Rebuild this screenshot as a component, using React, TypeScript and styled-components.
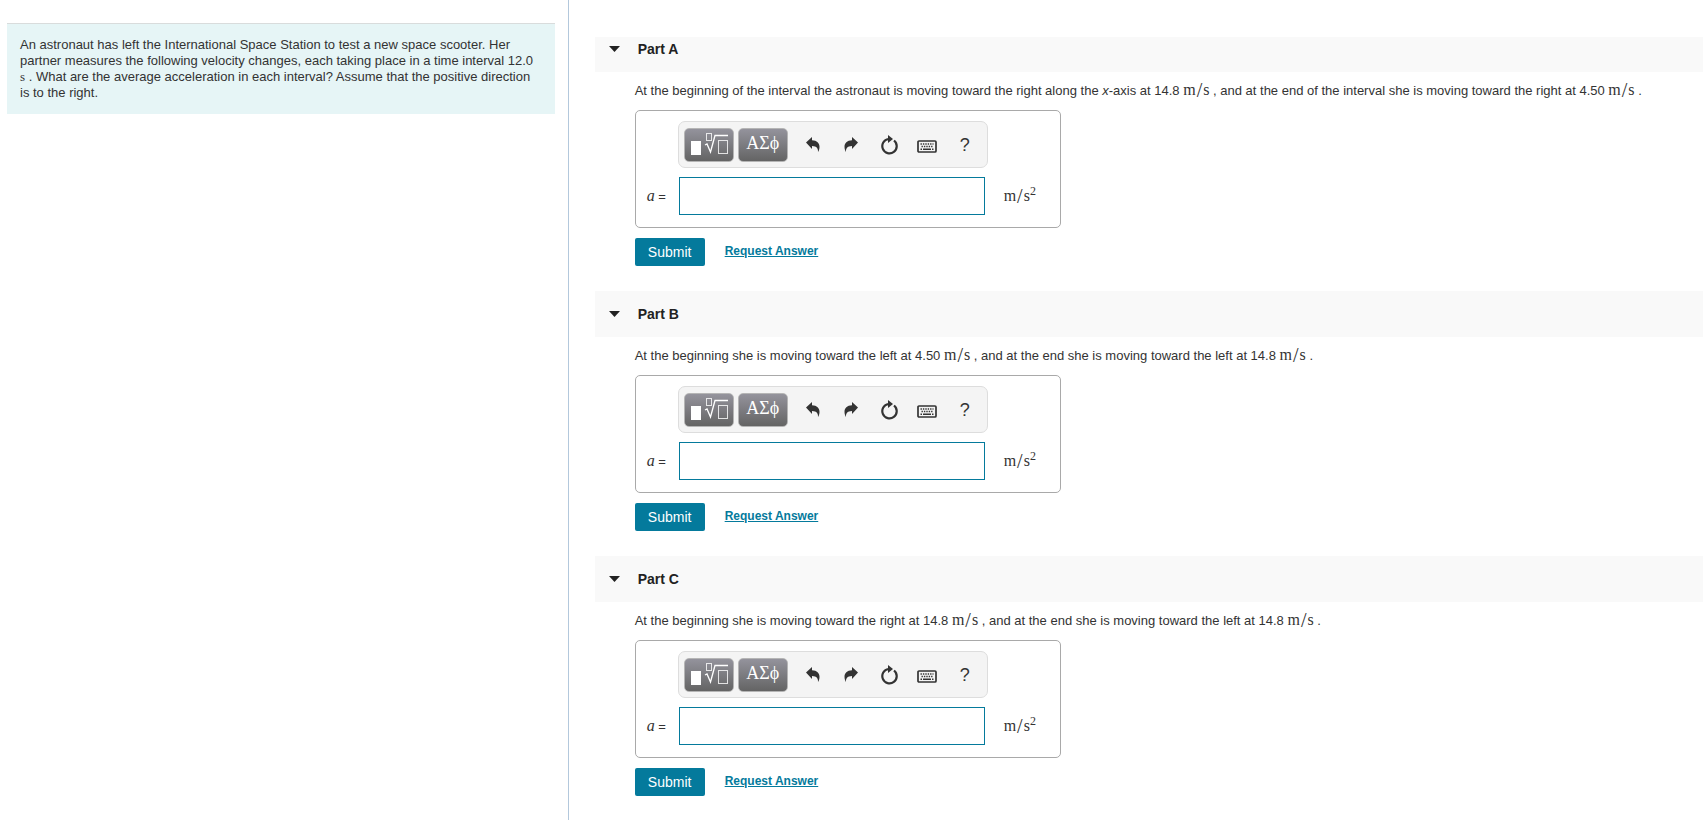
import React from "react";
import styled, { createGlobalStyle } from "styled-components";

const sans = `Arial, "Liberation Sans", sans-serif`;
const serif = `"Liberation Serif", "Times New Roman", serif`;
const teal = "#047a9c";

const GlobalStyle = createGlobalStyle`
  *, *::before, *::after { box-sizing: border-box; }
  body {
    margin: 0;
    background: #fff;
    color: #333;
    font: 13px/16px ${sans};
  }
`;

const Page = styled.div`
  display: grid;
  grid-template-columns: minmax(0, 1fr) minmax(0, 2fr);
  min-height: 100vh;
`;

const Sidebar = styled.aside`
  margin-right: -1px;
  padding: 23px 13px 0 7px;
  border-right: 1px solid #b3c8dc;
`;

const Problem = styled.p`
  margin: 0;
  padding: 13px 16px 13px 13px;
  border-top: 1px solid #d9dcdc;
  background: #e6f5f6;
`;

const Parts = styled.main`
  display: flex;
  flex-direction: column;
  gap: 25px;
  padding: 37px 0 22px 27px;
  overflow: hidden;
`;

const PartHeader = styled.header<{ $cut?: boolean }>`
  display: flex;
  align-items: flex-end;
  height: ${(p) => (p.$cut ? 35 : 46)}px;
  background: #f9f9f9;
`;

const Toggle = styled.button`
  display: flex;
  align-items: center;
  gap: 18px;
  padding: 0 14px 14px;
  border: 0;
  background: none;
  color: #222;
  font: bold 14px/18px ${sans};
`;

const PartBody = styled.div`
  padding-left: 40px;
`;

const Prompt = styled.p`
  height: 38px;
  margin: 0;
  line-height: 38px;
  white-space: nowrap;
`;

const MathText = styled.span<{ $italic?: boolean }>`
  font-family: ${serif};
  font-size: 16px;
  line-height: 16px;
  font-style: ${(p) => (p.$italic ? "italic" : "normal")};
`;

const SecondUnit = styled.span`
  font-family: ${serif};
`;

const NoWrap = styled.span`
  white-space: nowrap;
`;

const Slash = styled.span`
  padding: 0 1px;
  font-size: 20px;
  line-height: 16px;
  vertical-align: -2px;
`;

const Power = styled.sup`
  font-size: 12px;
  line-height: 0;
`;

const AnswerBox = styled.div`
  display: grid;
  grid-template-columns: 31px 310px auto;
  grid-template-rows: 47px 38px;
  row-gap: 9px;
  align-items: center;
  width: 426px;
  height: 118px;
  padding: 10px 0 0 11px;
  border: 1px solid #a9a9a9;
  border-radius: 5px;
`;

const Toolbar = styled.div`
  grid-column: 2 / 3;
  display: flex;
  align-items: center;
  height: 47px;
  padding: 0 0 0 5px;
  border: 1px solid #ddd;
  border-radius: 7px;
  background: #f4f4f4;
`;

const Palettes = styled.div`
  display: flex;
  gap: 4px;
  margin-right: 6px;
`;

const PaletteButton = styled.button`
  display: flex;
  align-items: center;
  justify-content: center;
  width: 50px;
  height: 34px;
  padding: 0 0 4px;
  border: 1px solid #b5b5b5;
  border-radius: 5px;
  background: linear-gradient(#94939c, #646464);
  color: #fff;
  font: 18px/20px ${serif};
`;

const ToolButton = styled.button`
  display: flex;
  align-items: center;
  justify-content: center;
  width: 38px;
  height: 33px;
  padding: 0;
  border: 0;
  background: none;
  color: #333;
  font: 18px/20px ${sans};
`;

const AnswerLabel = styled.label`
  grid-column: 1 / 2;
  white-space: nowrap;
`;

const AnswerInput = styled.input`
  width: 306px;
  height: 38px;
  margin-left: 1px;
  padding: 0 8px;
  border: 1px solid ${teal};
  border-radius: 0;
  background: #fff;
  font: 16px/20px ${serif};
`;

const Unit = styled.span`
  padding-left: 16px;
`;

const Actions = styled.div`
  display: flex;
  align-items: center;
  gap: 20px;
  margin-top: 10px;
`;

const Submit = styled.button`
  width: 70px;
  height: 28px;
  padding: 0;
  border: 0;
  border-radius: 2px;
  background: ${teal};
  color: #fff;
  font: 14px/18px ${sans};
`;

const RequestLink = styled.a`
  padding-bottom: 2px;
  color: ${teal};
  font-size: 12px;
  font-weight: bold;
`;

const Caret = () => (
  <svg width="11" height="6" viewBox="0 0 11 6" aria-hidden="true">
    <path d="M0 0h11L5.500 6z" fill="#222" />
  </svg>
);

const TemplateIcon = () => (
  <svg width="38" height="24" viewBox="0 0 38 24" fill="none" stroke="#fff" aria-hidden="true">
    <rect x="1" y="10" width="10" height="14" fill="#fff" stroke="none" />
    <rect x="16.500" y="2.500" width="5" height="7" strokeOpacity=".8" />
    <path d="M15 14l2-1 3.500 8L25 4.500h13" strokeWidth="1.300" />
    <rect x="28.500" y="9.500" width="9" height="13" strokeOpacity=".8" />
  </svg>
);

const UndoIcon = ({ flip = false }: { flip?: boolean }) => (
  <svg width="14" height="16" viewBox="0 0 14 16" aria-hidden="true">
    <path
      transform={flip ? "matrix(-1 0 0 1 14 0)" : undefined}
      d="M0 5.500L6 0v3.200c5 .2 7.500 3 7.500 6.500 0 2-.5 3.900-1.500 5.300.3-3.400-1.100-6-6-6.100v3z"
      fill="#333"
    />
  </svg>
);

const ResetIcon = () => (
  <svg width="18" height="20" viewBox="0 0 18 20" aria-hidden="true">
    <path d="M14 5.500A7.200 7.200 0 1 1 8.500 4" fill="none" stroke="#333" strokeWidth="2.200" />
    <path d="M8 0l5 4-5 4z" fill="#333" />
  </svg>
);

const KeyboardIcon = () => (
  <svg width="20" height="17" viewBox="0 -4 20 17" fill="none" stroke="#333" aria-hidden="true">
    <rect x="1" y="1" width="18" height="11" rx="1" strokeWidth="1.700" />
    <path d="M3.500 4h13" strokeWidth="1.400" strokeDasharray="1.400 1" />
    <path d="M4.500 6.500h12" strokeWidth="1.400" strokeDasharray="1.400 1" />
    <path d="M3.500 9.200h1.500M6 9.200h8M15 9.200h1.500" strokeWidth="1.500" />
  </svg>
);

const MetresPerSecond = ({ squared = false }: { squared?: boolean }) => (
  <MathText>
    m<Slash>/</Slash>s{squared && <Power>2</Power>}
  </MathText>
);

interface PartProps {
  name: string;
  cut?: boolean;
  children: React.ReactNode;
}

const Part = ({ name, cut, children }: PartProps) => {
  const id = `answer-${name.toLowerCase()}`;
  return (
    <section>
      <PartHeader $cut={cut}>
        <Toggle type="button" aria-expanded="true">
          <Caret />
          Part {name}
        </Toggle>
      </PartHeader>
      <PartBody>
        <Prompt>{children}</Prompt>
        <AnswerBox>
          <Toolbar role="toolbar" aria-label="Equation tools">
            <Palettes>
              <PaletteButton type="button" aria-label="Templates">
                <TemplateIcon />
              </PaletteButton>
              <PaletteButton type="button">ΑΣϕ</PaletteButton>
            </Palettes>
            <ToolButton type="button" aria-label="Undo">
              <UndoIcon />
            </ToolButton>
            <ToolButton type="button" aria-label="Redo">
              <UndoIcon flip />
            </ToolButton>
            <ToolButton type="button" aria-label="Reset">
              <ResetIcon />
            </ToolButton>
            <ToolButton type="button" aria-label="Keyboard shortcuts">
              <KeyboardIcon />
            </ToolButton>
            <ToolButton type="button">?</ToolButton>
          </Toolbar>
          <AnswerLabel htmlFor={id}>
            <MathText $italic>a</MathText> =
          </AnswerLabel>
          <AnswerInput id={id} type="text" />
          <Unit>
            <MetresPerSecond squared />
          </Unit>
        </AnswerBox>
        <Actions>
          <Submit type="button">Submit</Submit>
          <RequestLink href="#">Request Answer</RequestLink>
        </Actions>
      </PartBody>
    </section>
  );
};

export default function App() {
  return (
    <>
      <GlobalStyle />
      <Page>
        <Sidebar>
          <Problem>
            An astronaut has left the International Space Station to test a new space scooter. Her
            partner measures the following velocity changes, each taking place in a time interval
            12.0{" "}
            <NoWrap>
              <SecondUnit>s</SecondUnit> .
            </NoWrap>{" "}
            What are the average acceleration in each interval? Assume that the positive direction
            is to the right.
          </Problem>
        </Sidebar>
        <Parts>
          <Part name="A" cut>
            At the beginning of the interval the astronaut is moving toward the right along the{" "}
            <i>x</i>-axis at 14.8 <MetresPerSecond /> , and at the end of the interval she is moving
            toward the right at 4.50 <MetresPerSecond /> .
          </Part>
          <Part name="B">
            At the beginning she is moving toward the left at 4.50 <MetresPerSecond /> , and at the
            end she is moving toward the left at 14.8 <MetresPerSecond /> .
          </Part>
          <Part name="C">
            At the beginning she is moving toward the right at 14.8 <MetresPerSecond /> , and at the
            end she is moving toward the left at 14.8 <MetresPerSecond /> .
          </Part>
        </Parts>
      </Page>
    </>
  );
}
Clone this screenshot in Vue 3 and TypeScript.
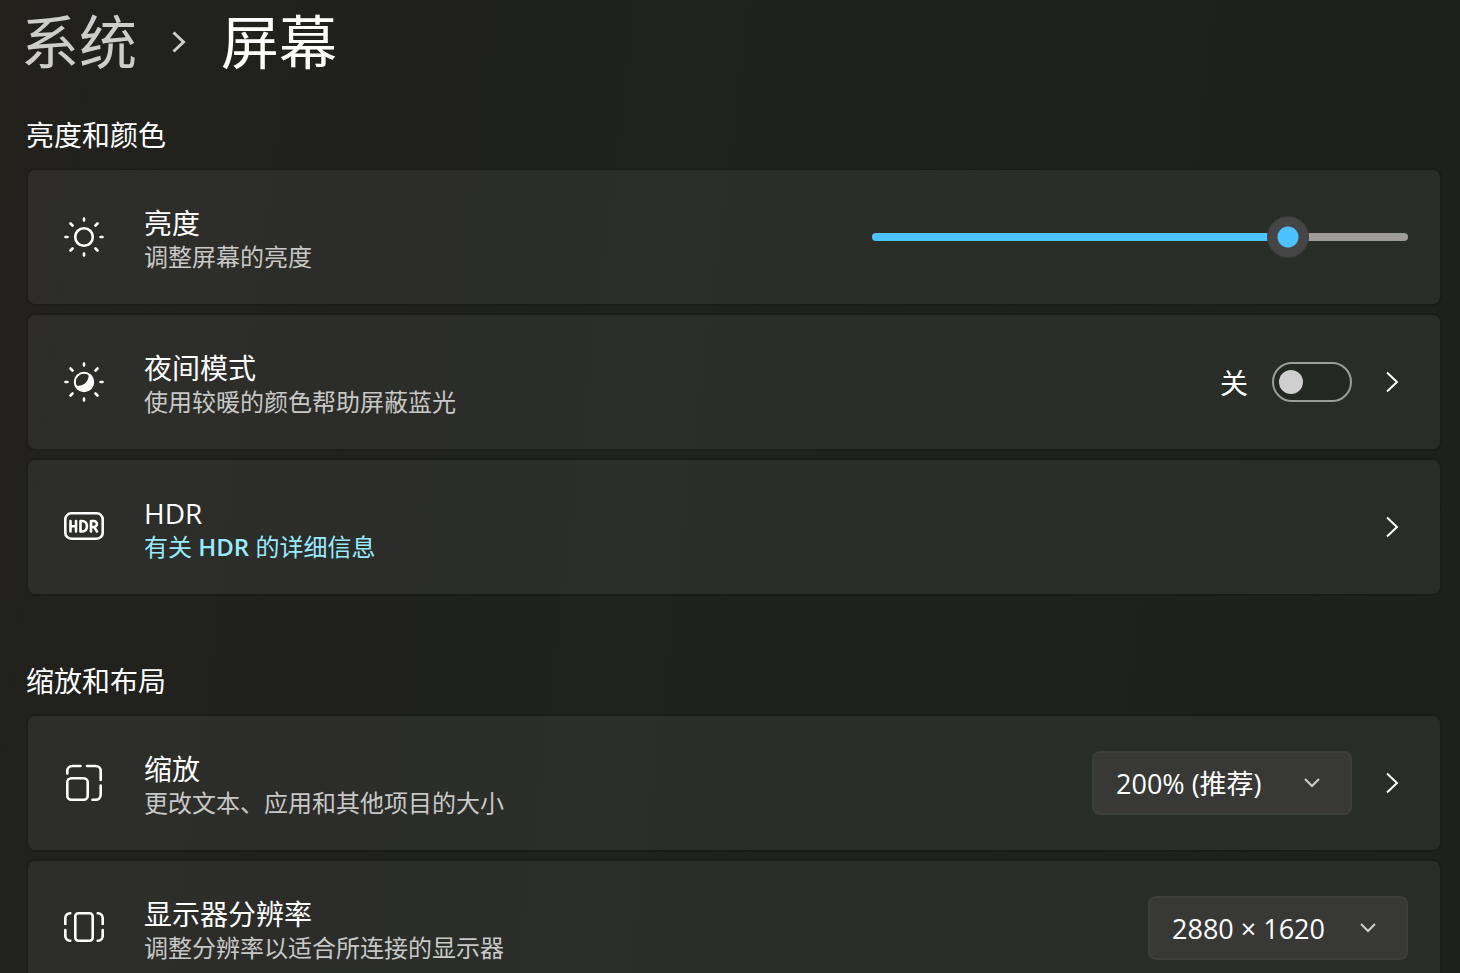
┄┄┄┄┄┄┄┄┄┄┄┄┄┄┄┄┄┄┄┄
*Stated goal*: For the entries above, count the lines that contain the string "React", and state that number without further comment.

*Complete output*: 3